Select and copy out every line in the records containing "React".

__Stored records__:
········

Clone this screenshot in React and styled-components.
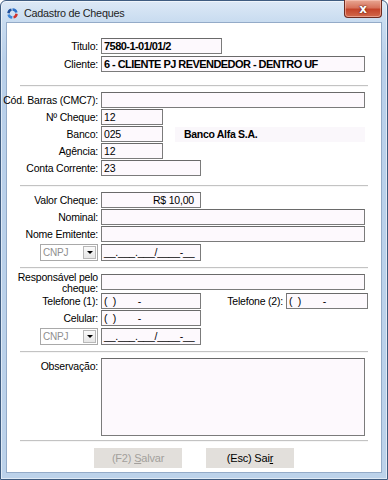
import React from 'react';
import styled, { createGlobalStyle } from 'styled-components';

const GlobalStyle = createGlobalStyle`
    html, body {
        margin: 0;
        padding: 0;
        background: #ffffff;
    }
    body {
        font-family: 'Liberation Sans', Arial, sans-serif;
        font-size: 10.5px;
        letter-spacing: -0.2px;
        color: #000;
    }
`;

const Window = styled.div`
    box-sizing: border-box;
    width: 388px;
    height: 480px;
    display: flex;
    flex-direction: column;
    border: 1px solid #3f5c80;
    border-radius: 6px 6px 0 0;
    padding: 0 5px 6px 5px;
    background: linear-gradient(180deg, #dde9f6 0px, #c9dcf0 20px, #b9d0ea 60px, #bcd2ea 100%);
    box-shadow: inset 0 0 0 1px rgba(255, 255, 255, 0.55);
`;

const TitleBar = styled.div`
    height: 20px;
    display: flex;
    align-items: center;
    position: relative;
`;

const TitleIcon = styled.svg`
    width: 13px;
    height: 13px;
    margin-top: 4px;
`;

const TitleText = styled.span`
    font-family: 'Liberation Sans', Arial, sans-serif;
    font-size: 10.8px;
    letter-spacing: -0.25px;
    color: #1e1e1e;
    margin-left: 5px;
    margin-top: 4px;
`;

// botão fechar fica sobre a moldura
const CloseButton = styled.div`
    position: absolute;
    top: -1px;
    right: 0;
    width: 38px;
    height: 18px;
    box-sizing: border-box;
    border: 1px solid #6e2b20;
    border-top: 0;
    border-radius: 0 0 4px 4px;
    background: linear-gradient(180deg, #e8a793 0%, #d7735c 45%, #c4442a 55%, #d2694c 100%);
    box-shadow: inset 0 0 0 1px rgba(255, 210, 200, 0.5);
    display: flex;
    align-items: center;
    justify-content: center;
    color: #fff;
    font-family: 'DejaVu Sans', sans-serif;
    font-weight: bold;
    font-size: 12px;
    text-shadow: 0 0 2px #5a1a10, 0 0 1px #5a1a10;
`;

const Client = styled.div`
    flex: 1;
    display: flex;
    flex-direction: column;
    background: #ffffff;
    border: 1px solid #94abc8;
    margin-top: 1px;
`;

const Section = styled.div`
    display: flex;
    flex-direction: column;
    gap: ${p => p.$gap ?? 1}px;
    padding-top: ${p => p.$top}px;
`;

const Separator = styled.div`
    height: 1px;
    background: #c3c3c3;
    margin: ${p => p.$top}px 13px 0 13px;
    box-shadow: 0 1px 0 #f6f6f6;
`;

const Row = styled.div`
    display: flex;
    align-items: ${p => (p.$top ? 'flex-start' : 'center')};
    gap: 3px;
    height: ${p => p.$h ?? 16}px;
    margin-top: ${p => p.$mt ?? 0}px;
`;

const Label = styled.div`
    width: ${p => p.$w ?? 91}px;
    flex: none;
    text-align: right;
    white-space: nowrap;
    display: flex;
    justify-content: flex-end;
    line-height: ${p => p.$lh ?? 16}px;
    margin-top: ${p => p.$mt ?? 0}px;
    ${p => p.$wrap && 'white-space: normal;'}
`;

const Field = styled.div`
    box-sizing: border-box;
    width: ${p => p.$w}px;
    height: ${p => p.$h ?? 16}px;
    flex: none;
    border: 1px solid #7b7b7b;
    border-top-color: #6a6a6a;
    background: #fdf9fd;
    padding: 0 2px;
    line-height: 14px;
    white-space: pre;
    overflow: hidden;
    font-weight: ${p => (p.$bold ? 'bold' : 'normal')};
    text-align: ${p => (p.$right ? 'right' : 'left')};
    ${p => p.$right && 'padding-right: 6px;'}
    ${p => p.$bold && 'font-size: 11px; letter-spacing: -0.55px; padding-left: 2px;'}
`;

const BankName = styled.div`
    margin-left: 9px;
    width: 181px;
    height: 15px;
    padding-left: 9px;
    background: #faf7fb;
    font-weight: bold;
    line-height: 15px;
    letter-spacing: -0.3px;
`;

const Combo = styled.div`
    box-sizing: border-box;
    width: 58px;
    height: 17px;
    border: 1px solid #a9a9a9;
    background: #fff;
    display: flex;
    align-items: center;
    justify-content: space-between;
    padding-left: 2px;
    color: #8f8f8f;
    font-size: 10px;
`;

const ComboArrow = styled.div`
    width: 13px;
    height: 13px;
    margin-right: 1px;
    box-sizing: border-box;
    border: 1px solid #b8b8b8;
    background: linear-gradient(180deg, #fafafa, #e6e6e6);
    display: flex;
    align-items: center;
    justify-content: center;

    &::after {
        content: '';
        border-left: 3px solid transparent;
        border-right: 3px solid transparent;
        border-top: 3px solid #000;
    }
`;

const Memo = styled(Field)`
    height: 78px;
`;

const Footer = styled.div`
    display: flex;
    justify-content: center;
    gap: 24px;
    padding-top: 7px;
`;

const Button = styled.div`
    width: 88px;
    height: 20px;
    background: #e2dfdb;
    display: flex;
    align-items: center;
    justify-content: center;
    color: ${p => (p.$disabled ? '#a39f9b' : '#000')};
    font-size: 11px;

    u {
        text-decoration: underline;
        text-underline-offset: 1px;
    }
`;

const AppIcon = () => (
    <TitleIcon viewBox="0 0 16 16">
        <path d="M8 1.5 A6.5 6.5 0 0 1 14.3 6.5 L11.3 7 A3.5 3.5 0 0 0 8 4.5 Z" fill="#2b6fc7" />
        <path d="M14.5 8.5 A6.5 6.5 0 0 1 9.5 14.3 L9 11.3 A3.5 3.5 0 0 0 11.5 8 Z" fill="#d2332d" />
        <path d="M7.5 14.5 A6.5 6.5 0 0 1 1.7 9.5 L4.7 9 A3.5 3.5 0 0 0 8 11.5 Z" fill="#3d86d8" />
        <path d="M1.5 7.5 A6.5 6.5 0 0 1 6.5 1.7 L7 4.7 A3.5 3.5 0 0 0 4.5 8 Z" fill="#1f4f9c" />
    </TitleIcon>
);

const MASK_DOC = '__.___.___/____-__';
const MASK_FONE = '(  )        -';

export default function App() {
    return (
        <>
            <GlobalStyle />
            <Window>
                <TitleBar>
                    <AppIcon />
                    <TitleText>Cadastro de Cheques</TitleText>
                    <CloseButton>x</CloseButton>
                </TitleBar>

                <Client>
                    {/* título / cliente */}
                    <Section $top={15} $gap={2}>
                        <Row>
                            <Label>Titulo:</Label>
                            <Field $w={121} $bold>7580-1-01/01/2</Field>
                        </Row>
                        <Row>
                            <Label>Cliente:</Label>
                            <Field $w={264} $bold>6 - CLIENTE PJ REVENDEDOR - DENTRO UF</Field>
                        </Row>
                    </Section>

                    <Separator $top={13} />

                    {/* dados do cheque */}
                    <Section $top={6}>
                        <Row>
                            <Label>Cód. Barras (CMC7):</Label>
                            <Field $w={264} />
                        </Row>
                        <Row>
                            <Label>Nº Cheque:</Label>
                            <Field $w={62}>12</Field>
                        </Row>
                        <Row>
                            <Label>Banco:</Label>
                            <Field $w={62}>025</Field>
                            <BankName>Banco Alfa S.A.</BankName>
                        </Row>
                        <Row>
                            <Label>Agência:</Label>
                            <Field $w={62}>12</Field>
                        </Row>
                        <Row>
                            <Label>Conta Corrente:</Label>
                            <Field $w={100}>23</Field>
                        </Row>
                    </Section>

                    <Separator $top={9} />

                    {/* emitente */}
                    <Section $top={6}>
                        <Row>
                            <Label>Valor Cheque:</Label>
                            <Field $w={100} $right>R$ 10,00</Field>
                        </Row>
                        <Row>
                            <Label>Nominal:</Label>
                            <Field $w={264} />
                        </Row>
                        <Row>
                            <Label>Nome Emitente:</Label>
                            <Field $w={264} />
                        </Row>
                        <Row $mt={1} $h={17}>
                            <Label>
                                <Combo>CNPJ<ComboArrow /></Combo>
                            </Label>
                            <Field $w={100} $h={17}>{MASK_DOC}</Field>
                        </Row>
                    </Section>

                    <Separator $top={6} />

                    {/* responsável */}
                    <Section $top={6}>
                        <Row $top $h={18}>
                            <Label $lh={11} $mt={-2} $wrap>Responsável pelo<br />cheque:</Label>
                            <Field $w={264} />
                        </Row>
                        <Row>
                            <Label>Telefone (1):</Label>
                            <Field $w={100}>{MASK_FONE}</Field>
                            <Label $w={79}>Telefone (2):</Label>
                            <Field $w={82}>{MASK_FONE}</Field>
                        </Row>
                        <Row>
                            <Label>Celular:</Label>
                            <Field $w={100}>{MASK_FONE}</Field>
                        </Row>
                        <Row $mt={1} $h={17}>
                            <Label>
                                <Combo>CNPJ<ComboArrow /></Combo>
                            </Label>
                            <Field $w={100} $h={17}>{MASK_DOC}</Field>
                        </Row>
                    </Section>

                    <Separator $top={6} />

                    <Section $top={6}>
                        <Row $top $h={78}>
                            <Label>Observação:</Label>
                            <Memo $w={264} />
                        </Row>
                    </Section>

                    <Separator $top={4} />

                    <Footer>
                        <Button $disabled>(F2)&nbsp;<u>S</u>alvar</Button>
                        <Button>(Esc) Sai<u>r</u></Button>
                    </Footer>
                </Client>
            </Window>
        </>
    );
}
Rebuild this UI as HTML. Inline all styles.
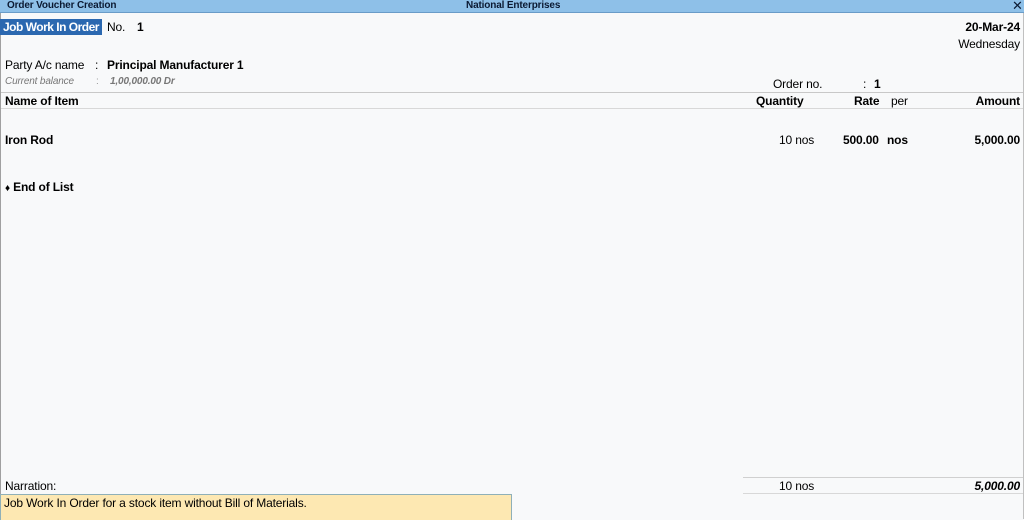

········

__Answer in full__:
Clone this screenshot in React and styled-components.
import React from 'react';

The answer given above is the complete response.